Selain itu, ada juga kontroversi terkait dengan interpretasi ajaran Islam lainnya, seperti konsep jihad. Seperti yang sudah dibahas sebelumnya, Ahmadiyya menafsirkan jihad secara spiritual, menolak penggunaan kekerasan dalam penyebaran agama. Pandangan ini berbeda dengan interpretasi sebagian kelompok Muslim yang masih membenarkan penggunaan kekerasan dalam kondisi tertentu. Perbedaan pandangan teologis ini seringkali dimanfaatkan oleh kelompok-kelompok ekstremis untuk memprovokasi kebencian terhadap Ahmadiyya. Di beberapa negara, bahkan ada undang-undang yang secara khusus membatasi atau melarang aktivitas Ahmadiyya. Hal ini menunjukkan betapa sensitifnya isu ini dan betapa besar tantangan yang dihadapi komunitas Ahmadiyya dalam mempertahankan eksistensi dan kebebasan beragama mereka. Di Indonesia sendiri, Ahmadiyya seringkali menjadi sasaran intoleransi, yang berujung pada penutupan tempat ibadah dan pelarangan aktivitas dakwah di beberapa daerah. Hal ini menjadi perhatian serius bagi para pegiat hak asasi manusia dan kebebasan beragama.

Upaya Menjaga Identitas dan Keberagaman

Menghadapi berbagai tekanan dan tantangan ini, Ahmadiyya berupaya keras untuk menjaga identitas mereka sambil tetap menghargai keberagaman. Mereka terus mengajarkan ajaran-ajaran inti yang diyakini kebenarannya, sambil tetap membuka diri untuk dialog dan saling pengertian. Pendekatan mereka adalah dengan menekankan nilai-nilai universal Islam seperti perdamaian, cinta kasih, toleransi, dan pelayanan kepada sesama. Melalui kegiatan kemanusiaan dan sosial yang mereka lakukan, Ahmadiyya berusaha menunjukkan citra Islam yang sebenarnya, yaitu agama yang membawa rahmat bagi seluruh alam. Mereka juga aktif menggunakan media dan teknologi informasi untuk mengedukasi publik tentang ajaran mereka dan meluruskan kesalahpahaman yang seringkali beredar.

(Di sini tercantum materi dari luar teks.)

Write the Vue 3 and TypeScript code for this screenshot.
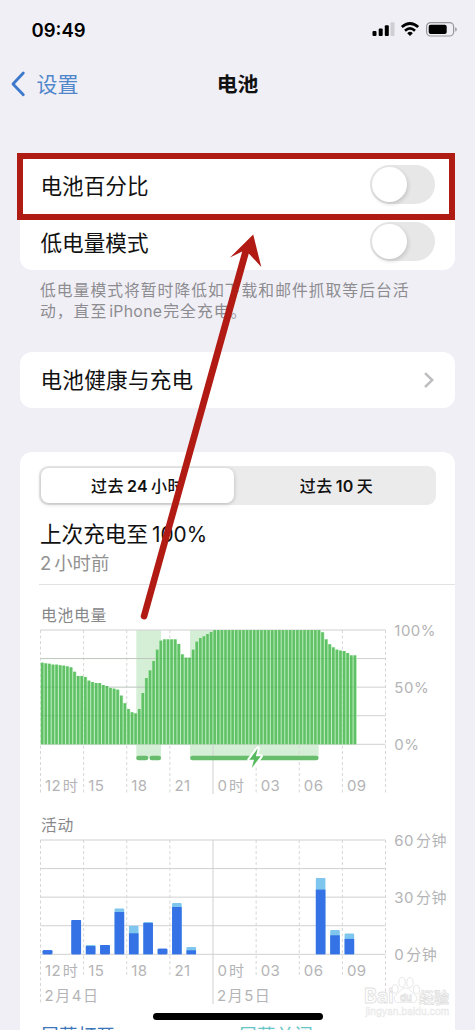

Para anggota Ahmadiyya, meskipun seringkali menjadi sasaran diskriminasi, didorong untuk tetap sabar, tabah, dan terus berbuat baik kepada sesama, bahkan kepada mereka yang memusuhi. Filosofi "Love for all, hatred for none" menjadi panduan utama dalam menghadapi segala bentuk permusuhan. Mereka percaya bahwa dengan keteladanan yang baik dan perjuangan tanpa kekerasan, mereka pada akhirnya akan mendapatkan pengakuan dan penghargaan. Selain itu, Ahmadiyya juga aktif dalam advokasi hak asasi manusia dan kebebasan beragama, bekerja sama dengan organisasi lain yang memiliki tujuan serupa. Mereka berupaya agar komunitas mereka dapat hidup berdampingan secara damai dengan semua pihak dan berkontribusi positif bagi pembangunan masyarakat di mana pun mereka berada. Tantangan-tantangan ini memang berat, tetapi komunitas Ahmadiyya terus berjuang untuk menegakkan ajaran mereka dan membuktikan bahwa Islam adalah agama yang membawa kedamaian dan kemajuan bagi seluruh umat manusia, terlepas dari perbedaan pandangan teologis yang mungkin ada.

Kesimpulan

Jadi, guys, bisa kita simpulkan ya, Ahmadiyya adalah gerakan keagamaan Islam yang didirikan oleh Mirza Ghulam Ahmad pada akhir abad ke-19 di India. Gerakan ini memiliki ajaran inti yang menekankan pada Islam sebagai agama universal, pentingnya perdamaian, dan interpretasi jihad sebagai perjuangan spiritual. Meskipun menghadapi banyak perdebatan teologis dan tantangan dari berbagai pihak, Ahmadiyya terus berkembang menjadi komunitas global yang aktif menyebarkan pesan perdamaian dan kasih sayang ke seluruh dunia. Mereka berpegang teguh pada moto "Love for all, hatred for none" dan terus berupaya memberikan kontribusi positif bagi kemanusiaan. Semoga artikel ini bisa memberikan gambaran yang jelas ya buat kalian semua tentang apa itu Ahmadiyya!